SHUSHA, a town, formerly a fortress, of Russian Transcaucasia, in the government of Elisavetpol, in 39° 46′ N. and 46° 25′ E., 170 m. S.E. of Tiflis, on an isolated rocky eminence, 3865 ft. above sea-level and accessible only from one side. Pop. about 25,000, consisting of Armenians and Tatars. Shusha was formerly the capital of the khanate of Kara-bagh. The town is locally renowned for its carpets, and the district for its excellent breed of Kara-bagh horses. Leather and silk are also made.
The fortress, constructed in 1789, successfully withstood a siege by Aga Mahommed of Persia in 1795, but was constrained to surrender two years afterwards. In 1805 Ibrahim Khan of Kara-bagh invoked the protection of Russia, but the annexation was not completed until 1822.

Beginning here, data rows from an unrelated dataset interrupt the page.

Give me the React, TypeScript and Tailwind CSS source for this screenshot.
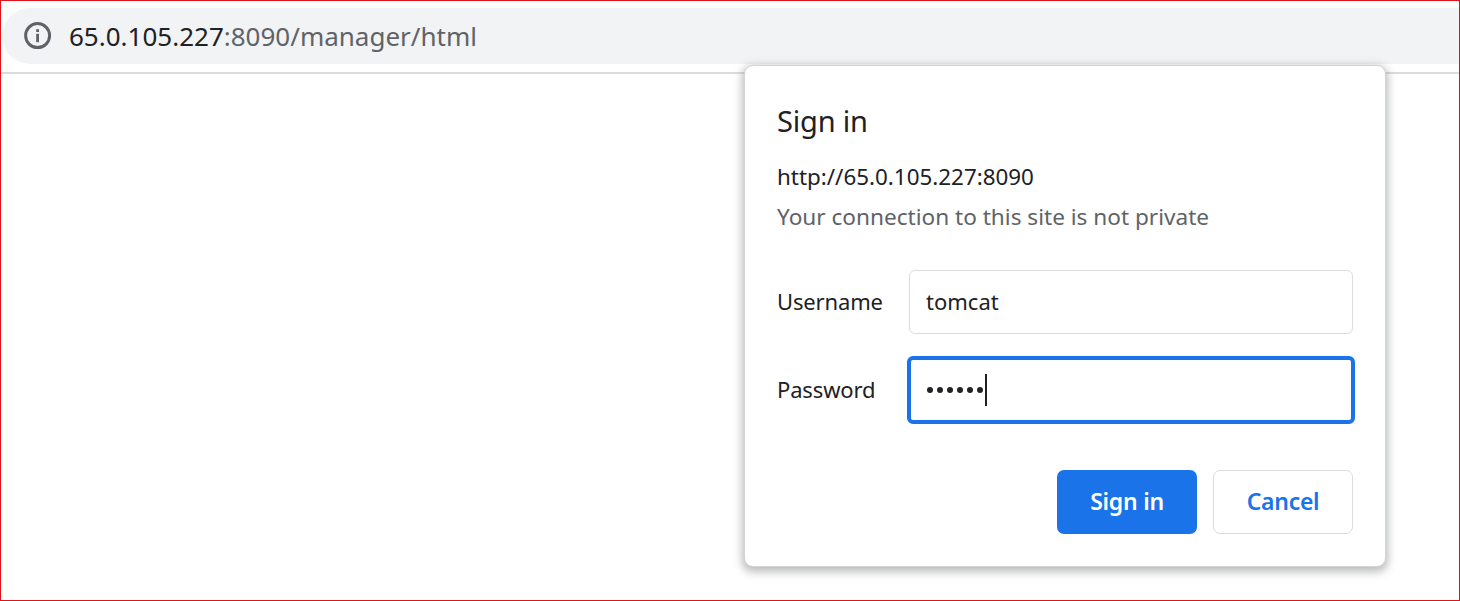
const font = "font-['Noto_Sans','Open_Sans',sans-serif]";

export default function App() {
  return (
    <div className={`relative h-[601px] w-[1460px] overflow-hidden border border-[#e0131a] bg-white ${font}`}>
      {/* toolbar */}
      <div className="h-[73px] border-b-2 border-[#dadce0] pt-[7px]">
        <div className="ml-px flex h-[56px] items-center rounded-l-[28px] bg-[#f1f3f4] pl-[21px]">
          <svg width="30" height="30" viewBox="0 0 30 30" className="shrink-0">
            <circle cx="14.6" cy="14.6" r="12" fill="none" stroke="#5f6368" strokeWidth="3" />
            <rect x="13.2" y="8.2" width="2.8" height="2.8" fill="#5f6368" />
            <rect x="13.2" y="12.8" width="2.8" height="8.4" fill="#5f6368" />
          </svg>
          <div className="ml-[16px] text-[26px] leading-none text-[#5f6368]">
            <span className="text-[#202124]">65.0.105.227</span>:8090/manager/html
          </div>
        </div>
      </div>

      {/* sign in dialog */}
      <div className="absolute left-[743px] top-[64px] h-[502px] w-[642px] rounded-[9px] border border-[#d4d4d4] bg-white pl-[32px] pr-[32px] pt-[36px] shadow-[0_3px_9px_2px_rgba(60,64,67,0.35)]">
        <h1 className="text-[29px] leading-[38px] tracking-[-0.2px] text-[#202124]">Sign in</h1>
        <p className="mt-[20px] text-[22.4px] leading-[34px] text-[#202124]">http://65.0.105.227:8090</p>
        <p className="mt-[6px] text-[22.6px] leading-[34px] text-[#5f6368]">Your connection to this site is not private</p>

        <div className="mt-[36px] flex items-center">
          <label className="w-[132px] pb-[2px] text-[22px] tracking-[-0.15px] text-[#202124]">Username</label>
          <div className="flex h-[64px] w-[444px] items-center rounded-[6px] border border-[#dadce0] pb-[2px] pl-[16px] text-[22px] text-[#202124]">tomcat</div>
        </div>
        <div className="mt-[22px] flex items-center">
          <label className="w-[130px] shrink-0 pb-[1px] text-[22px] tracking-[-0.15px] text-[#202124]">Password</label>
          <div className="flex h-[68px] w-[448px] shrink-0 items-center rounded-[6px] border-[4px] border-[#1a73e8] pl-[16px]">
            <div className="flex items-center gap-[4px]">
              <span className="size-[6px] rounded-full bg-[#202124]"></span>
              <span className="size-[6px] rounded-full bg-[#202124]"></span>
              <span className="size-[6px] rounded-full bg-[#202124]"></span>
              <span className="size-[6px] rounded-full bg-[#202124]"></span>
              <span className="size-[6px] rounded-full bg-[#202124]"></span>
              <span className="size-[6px] rounded-full bg-[#202124]"></span>
            </div>
            <span className="ml-[2px] h-[32px] w-[2px] bg-[#202124]"></span>
          </div>
        </div>

        <div className="mt-[46px] flex justify-end gap-[16px]">
          <button className="h-[64px] w-[140px] rounded-[7px] bg-[#1a73e8] pb-[1px] text-[23px] font-semibold tracking-[-0.25px] text-white">Sign in</button>
          <button className="h-[64px] w-[140px] rounded-[7px] border border-[#dadce0] bg-white pb-[1px] text-[23px] font-semibold tracking-[-0.3px] text-[#1a73e8]">Cancel</button>
        </div>
      </div>
    </div>
  );
}
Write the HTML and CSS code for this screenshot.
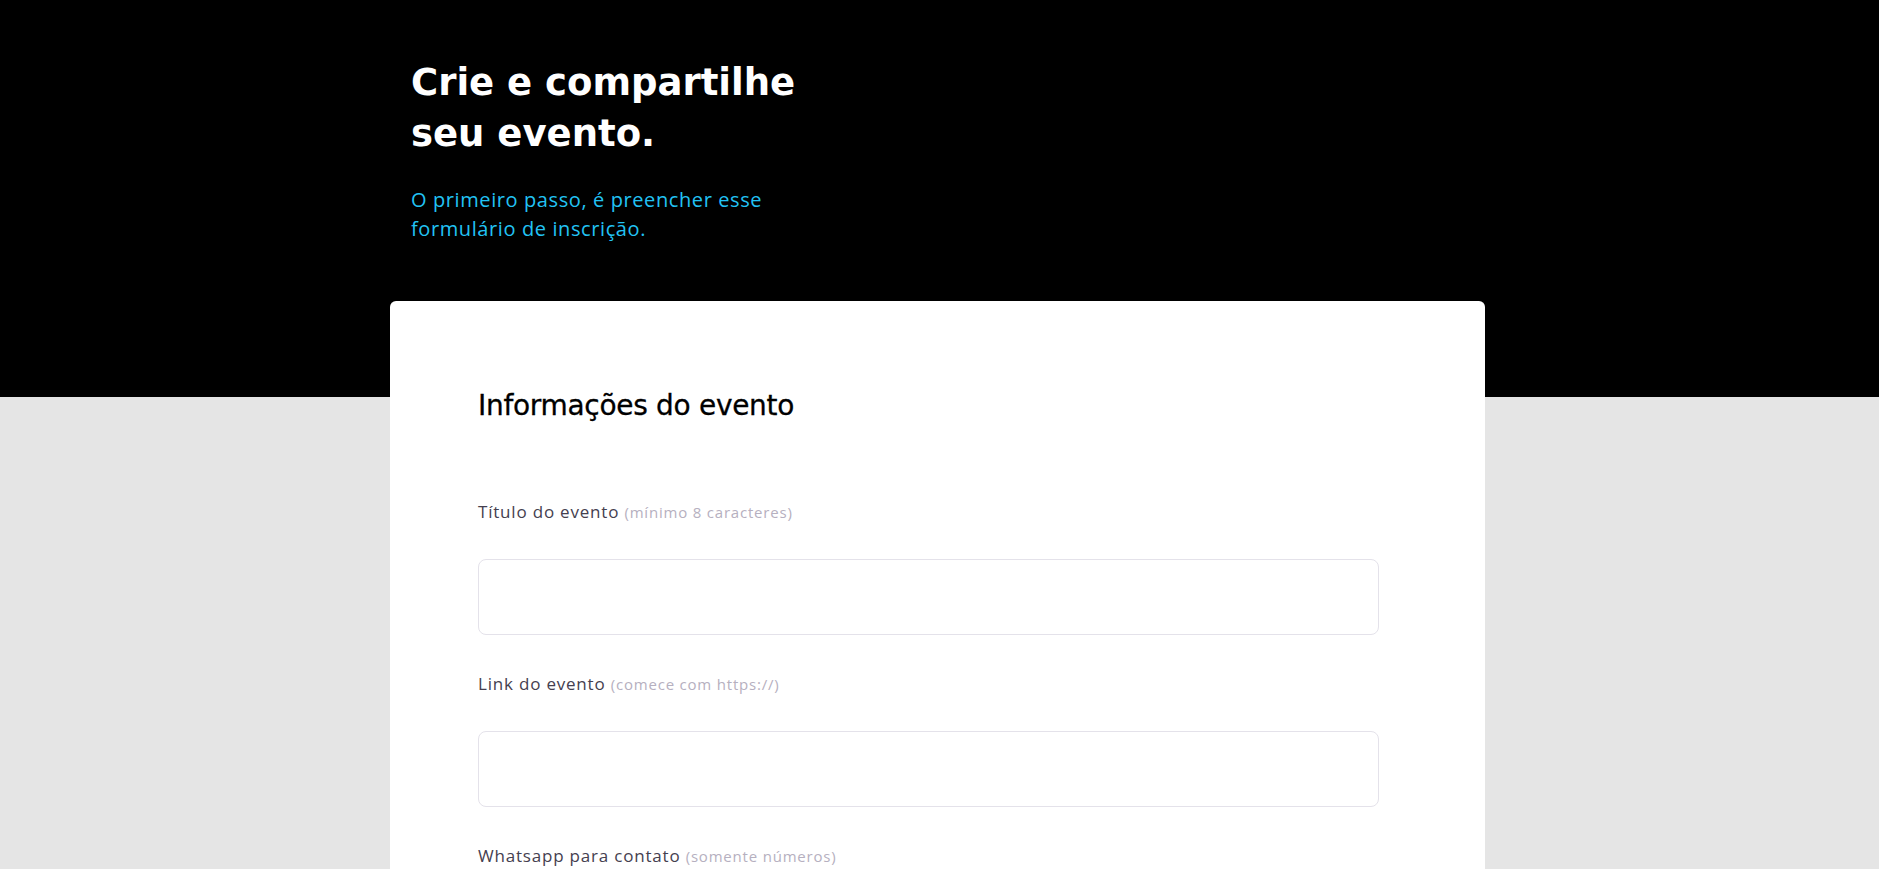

SHUSHTER, a district and town of the province of Arabistan (former Khuzistan) in Persia, S. of Dizful, and N. of Ahvaz. The district contains the town of the same name and 22 villages, and, including about 3700 nomad families of the Kunduzlu, Saad, Anafijeh and Al i Kethir tribes, has a population of about 40,000 and pays a yearly revenue of £6000. The district produces grain, opium, cotton, wool, limes (their juice, made into green extract, is exported in little earthenware jars), and manufactures gilims (woollen carpets without pile).
The town of Shuster, with a population of 15,000, is situated at the point where the river Karun, after breaking through the Fedelek hills, bifurcates into the Gerger canal, flowing E;, and the Shutait river flowing W. of it, in 32° 3′ N. and 48° 53′ E., and built on slightly elevated ground which rises gradually from the south-west to the citadel, Kalah Salasil, standing in the
- Considered to represent the Sele of Ammianus Marcellinus (xxiii. c. 6, 26), a city in Susiana, and of Ptolemy (Tab. v.).